Repeat, exactly and only, the lines from the beginning of the data through the line with "Scope; subs: Scope[]". Pictures are left out.

+++ DATA SEGMENT +++

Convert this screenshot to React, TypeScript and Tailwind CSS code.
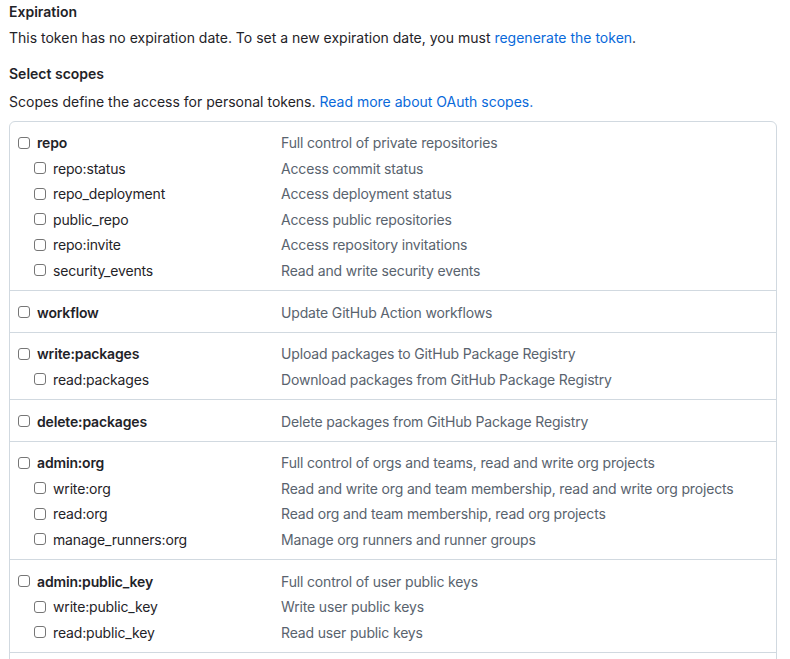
type Scope = { name: string; desc: string };
type Group = { main: Scope; subs: Scope[] };

const groups: Group[] = [
  {
    main: { name: "repo", desc: "Full control of private repositories" },
    subs: [
      { name: "repo:status", desc: "Access commit status" },
      { name: "repo_deployment", desc: "Access deployment status" },
      { name: "public_repo", desc: "Access public repositories" },
      { name: "repo:invite", desc: "Access repository invitations" },
      { name: "security_events", desc: "Read and write security events" },
    ],
  },
  { main: { name: "workflow", desc: "Update GitHub Action workflows" }, subs: [] },
  {
    main: { name: "write:packages", desc: "Upload packages to GitHub Package Registry" },
    subs: [{ name: "read:packages", desc: "Download packages from GitHub Package Registry" }],
  },
  { main: { name: "delete:packages", desc: "Delete packages from GitHub Package Registry" }, subs: [] },
  {
    main: { name: "admin:org", desc: "Full control of orgs and teams, read and write org projects" },
    subs: [
      { name: "write:org", desc: "Read and write org and team membership, read and write org projects" },
      { name: "read:org", desc: "Read org and team membership, read org projects" },
      { name: "manage_runners:org", desc: "Manage org runners and runner groups" },
    ],
  },
  {
    main: { name: "admin:public_key", desc: "Full control of user public keys" },
    subs: [
      { name: "write:public_key", desc: "Write user public keys" },
      { name: "read:public_key", desc: "Read user public keys" },
    ],
  },
];

function Box() {
  return <span className="inline-block w-[12px] h-[12px] shrink-0 rounded-[3px] border border-[#767676] bg-white" />;
}

function Row({ scope, sub }: { scope: Scope; sub?: boolean }) {
  return (
    <div className="flex items-center h-[25.5px]">
      <div className={`flex items-center w-[271px] ${sub ? "pl-[24px]" : "pl-[8px]"}`}>
        <Box />
        <span className={`ml-[7px] ${sub ? "" : "font-semibold"}`}>{scope.name}</span>
      </div>
      <span className="text-[#59636e]">{scope.desc}</span>
    </div>
  );
}

export default function App() {
  return (
    <main className="h-screen overflow-hidden bg-white text-[#1f2328] text-[14px] font-['Inter','Liberation_Sans',sans-serif] px-[9px] pt-[1px]">
      <h3 className="font-semibold leading-[21px]">Expiration</h3>
      <p className="mt-[5px] leading-[21px]">
        This token has no expiration date. To set a new expiration date, you must{" "}
        <a className="text-[#0969da]">regenerate the token</a>.
      </p>
      <h3 className="mt-[15px] font-semibold leading-[21px]">Select scopes</h3>
      <p className="mt-[7px] leading-[21px]">
        Scopes define the access for personal tokens.{" "}
        <a className="text-[#0969da]">Read more about OAuth scopes.</a>
      </p>
      <div className="mt-[9px] w-[768px] rounded-t-[6px] border border-[#d1d9e0] tracking-[-0.16px]">
        {groups.map((g, i) => (
          <div key={g.main.name} className={`pt-[8px] pb-[7.3px] ${i > 0 ? "border-t border-[#d1d9e0]" : ""}`}>
            <Row scope={g.main} />
            {g.subs.map((s) => (
              <Row key={s.name} scope={s} sub />
            ))}
          </div>
        ))}
        <div className="h-[40px] border-t border-[#d1d9e0]" />
      </div>
    </main>
  );
}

+++

CORRECT RESPONSE:
Convert this screenshot to React, TypeScript and Tailwind CSS code.
type Scope = { name: string; desc: string };
type Group = { main: Scope; subs: Scope[] };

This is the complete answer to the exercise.